No landmark of their stay or of our work remains in Oswego. Like Shiloh of old, where the Lord once placed His tabernacle and deigned to dwell, where Eleazer ministered, and later Eli, and the boy Samuel grew and learned to know the Lord, but which afterward was abandoned, "for the wickedness of My people," Oswego is to us a melancholy memory. Here, or near by, dwelt good men and women, and they worshiped here. There were also contentious men and reprobates. Near here lived Silas Guilford and his noble family, and Elias Goodwin, and

Luman Carpenter, and then Hiram Edson, and Samuel Rhoder; and here for a brief time lived and wrought James and Ellen White. But here also lived men of other spirit, like "one Lillis," whose earliest exploit, reported regretfully in the Review and accusingly in opposition papers, was to lay hands upon Crozier who indeed unwarrantably interfered in Lillis' house with a meeting of Sabbath keepers to whom he was opposed. And this Lillis, afterward, was with his rash and hasty spirit to join the Messenger party, that earliest and most vituperative faction, and finally he became a Spiritualist. The church in Oswego was often a trouble spot, as various workers report, who went there to compose difficulties and try to build up the spirituality. Finally, like the church in Paris, Maine, and other places where the spirit of love failed, it faded out. But here once dwelt the Shekinah, and here prophets spake.
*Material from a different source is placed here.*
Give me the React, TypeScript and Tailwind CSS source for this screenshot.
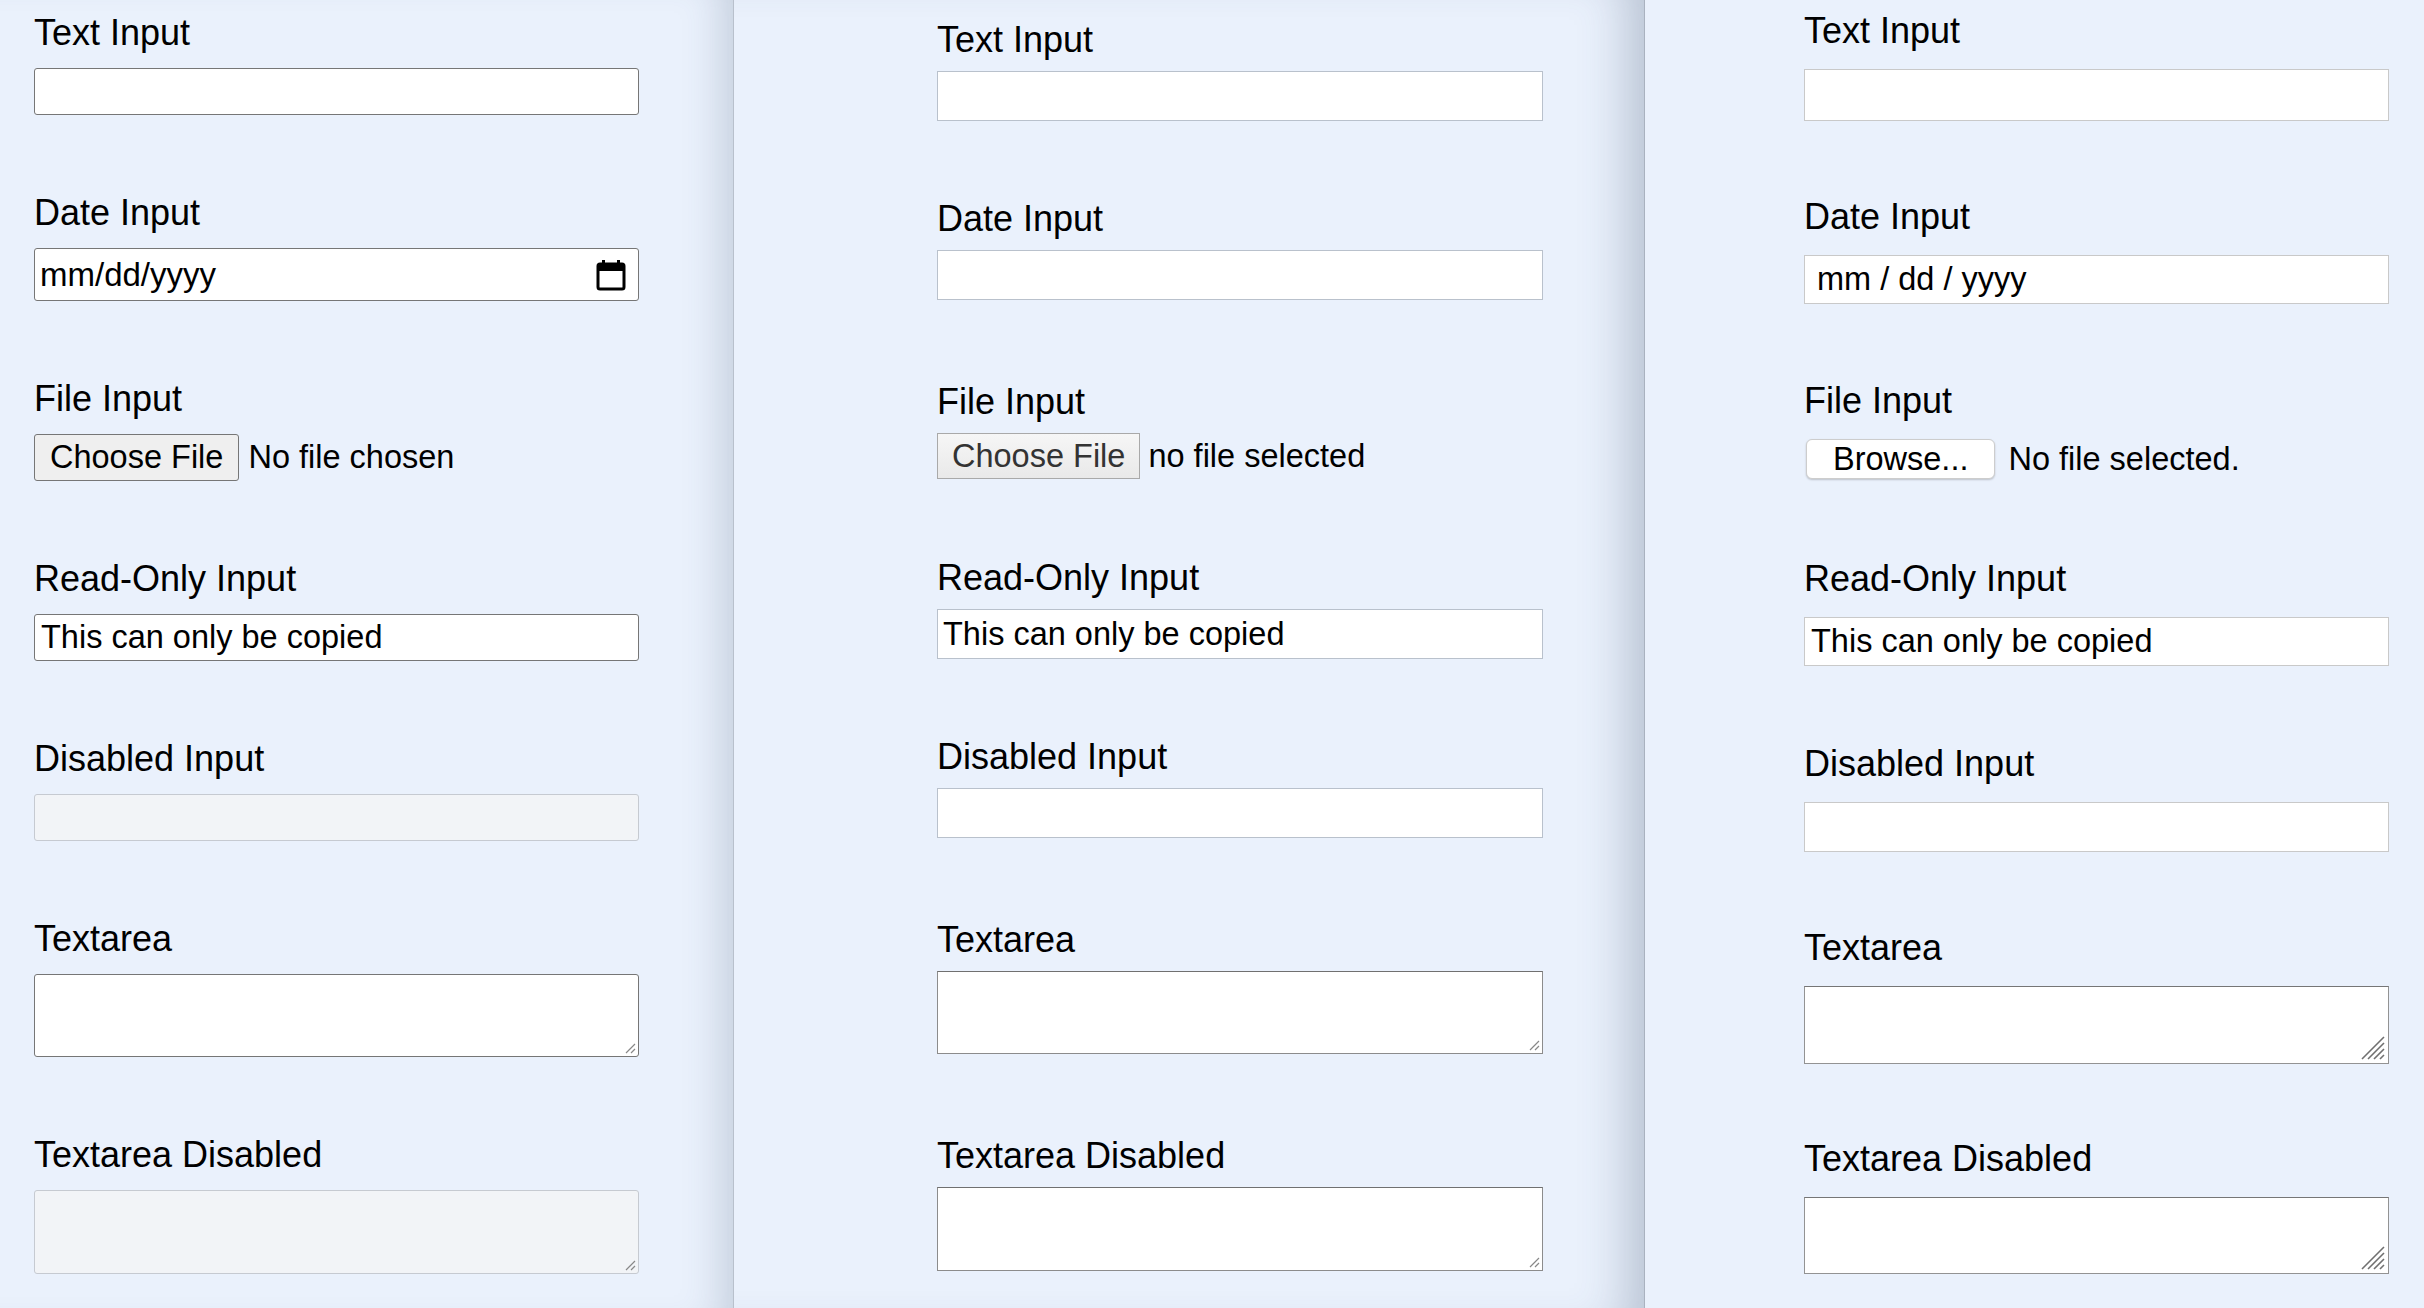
import React from "react";

const font = { fontFamily: '"Liberation Sans", Arial, sans-serif' };

function Label({ children, cls }: { children: React.ReactNode; cls: string }) {
  return <div className={"h-[40px] leading-[40px] text-[36px] text-black " + cls}>{children}</div>;
}

function Cal() {
  return (
    <svg width="30" height="32" viewBox="0 0 30 32" className="shrink-0">
      <rect x="2" y="5" width="26" height="25" rx="2" fill="none" stroke="#000" strokeWidth="3" />
      <rect x="2" y="5" width="26" height="7" fill="#000" />
      <rect x="6" y="1" width="3" height="6" fill="#000" />
      <rect x="21" y="1" width="3" height="6" fill="#000" />
    </svg>
  );
}

function Grip({ big }: { big?: boolean }) {
  return big ? (
    <svg width="26" height="26" viewBox="0 0 26 26" className="absolute right-[3px] bottom-[3px]">
      <path d="M25 3 L3 25 M25 9 L9 25 M25 15 L15 25 M25 21 L21 25" stroke="#707070" strokeWidth="1.6" />
    </svg>
  ) : (
    <svg width="14" height="14" viewBox="0 0 14 14" className="absolute right-[2px] bottom-[2px]">
      <path d="M13 4 L4 13 M13 9 L9 13" stroke="#888" strokeWidth="1.2" />
    </svg>
  );
}

function Col1() {
  const box = "w-[605px] bg-white border border-[#767676] rounded-[3px]";
  return (
    <div className="w-[734px] shrink-0 pl-[34px] pt-[13px] shadow-[inset_-40px_0_40px_-30px_rgba(60,80,110,0.22)] border-r border-[#b8c0cc]">
      <Label cls="mb-[15px]">Text Input</Label>
      <div className={box + " h-[47px]"} />
      <Label cls="mt-[78px] mb-[15px]">Date Input</Label>
      <div className={box + " h-[53px] flex items-center justify-between pl-[5px] pr-[12px] text-[33px]"}>
        <span>mm/dd/yyyy</span>
        <Cal />
      </div>
      <Label cls="mt-[78px] mb-[15px]">File Input</Label>
      <div className="h-[47px] flex items-center text-[32.5px]">
        <div className="h-[47px] px-[15px] flex items-center bg-[#efefef] border border-[#767676] rounded-[3px]">Choose File</div>
        <span className="ml-[9px]">No file chosen</span>
      </div>
      <Label cls="mt-[78px] mb-[15px]">Read-Only Input</Label>
      <div className={box + " h-[47px] flex items-center pl-[6px] text-[32.5px]"}>This can only be copied</div>
      <Label cls="mt-[78px] mb-[15px]">Disabled Input</Label>
      <div className="w-[605px] h-[47px] bg-[#f2f4f7] border border-[#c6cad1] rounded-[3px]" />
      <Label cls="mt-[78px] mb-[15px]">Textarea</Label>
      <div className={box + " h-[83px] relative"}><Grip /></div>
      <Label cls="mt-[78px] mb-[15px]">Textarea Disabled</Label>
      <div className="w-[605px] h-[84px] relative bg-[#f2f4f7] border border-[#c6cad1] rounded-[3px]"><Grip /></div>
    </div>
  );
}

function Col2() {
  const box = "w-[606px] bg-white border border-[#b9c1cc]";
  const ta = "w-[606px] bg-white border border-[#8c8c8c] border-t-[#707070] relative";
  return (
    <div className="w-[911px] shrink-0 pl-[203px] pt-[20px] shadow-[inset_-50px_0_50px_-35px_rgba(60,80,110,0.3)] border-r border-[#a9b2bf]">
      <Label cls="mb-[11px]">Text Input</Label>
      <div className={box + " h-[50px]"} />
      <Label cls="mt-[78px] mb-[11px]">Date Input</Label>
      <div className={box + " h-[50px]"} />
      <Label cls="mt-[82px] mb-[11px]">File Input</Label>
      <div className="h-[46px] flex items-center text-[32.5px]">
        <div className="h-[46px] px-[14px] flex items-center text-[#333] bg-linear-to-b from-[#f6f6f6] to-[#e9e9e9] border border-[#a9a9a9]">Choose File</div>
        <span className="ml-[8px]">no file selected</span>
      </div>
      <Label cls="mt-[79px] mb-[11px]">Read-Only Input</Label>
      <div className={box + " h-[50px] flex items-center pl-[5px] text-[32.5px]"}>This can only be copied</div>
      <Label cls="mt-[78px] mb-[11px]">Disabled Input</Label>
      <div className={box + " h-[50px]"} />
      <Label cls="mt-[82px] mb-[11px]">Textarea</Label>
      <div className={ta + " h-[83px]"}><Grip /></div>
      <Label cls="mt-[82px] mb-[11px]">Textarea Disabled</Label>
      <div className={ta + " h-[84px]"}><Grip /></div>
    </div>
  );
}

function Col3() {
  const box = "w-[585px] bg-white border border-[#c9c9c9]";
  const ta = "w-[585px] bg-white border border-[#939393] border-t-[#767676] relative";
  return (
    <div className="flex-1 pl-[159px] pt-[11px]">
      <Label cls="mb-[18px]">Text Input</Label>
      <div className={box + " h-[52px]"} />
      <Label cls="mt-[76px] mb-[18px]">Date Input</Label>
      <div className={box + " h-[49px] flex items-center pl-[12px] text-[32.5px]"}>mm / dd / yyyy</div>
      <Label cls="mt-[77px] mb-[18px]">File Input</Label>
      <div className="h-[40px] flex items-center text-[32.5px]">
        <div className="h-[40px] ml-[2px] px-[26px] flex items-center bg-white border border-[#cdcdcd] rounded-[6px] shadow-[0_1px_2px_rgba(0,0,0,0.2)]">Browse...</div>
        <span className="ml-[13px]">No file selected.</span>
      </div>
      <Label cls="mt-[80px] mb-[18px]">Read-Only Input</Label>
      <div className={box + " h-[49px] flex items-center pl-[6px] text-[32.5px]"}>This can only be copied</div>
      <Label cls="mt-[78px] mb-[18px]">Disabled Input</Label>
      <div className={box + " h-[50px]"} />
      <Label cls="mt-[76px] mb-[18px]">Textarea</Label>
      <div className={ta + " h-[78px]"}><Grip big /></div>
      <Label cls="mt-[75px] mb-[18px]">Textarea Disabled</Label>
      <div className={ta + " h-[77px]"}><Grip big /></div>
    </div>
  );
}

export default function App() {
  return (
    <div style={font} className="w-[2424px] h-[1308px] overflow-hidden bg-[#eaf1fc] flex text-black">
      <Col1 />
      <Col2 />
      <Col3 />
    </div>
  );
}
We visited the Dexterville church, a thriving congregation, though its members come from various quarters, some even twenty miles away. Some ten years ago the church abandoned its quarters in Oswego, a hall in an unpleasant environment, and bought this neat building in the country community of Dexterville, making it their center. This church is a live missionary group, under the leadership of their elder, Leslie Woodruff, and the wide spreading Caster clan, with many other faithful members. And I recall that though Shiloh, because of Hophni and Phineas, lost the sanctuary, yet in later days there dwelt there or in its vicinity, a prophet of God, Ahijah, who gave the counsel of Jehovah.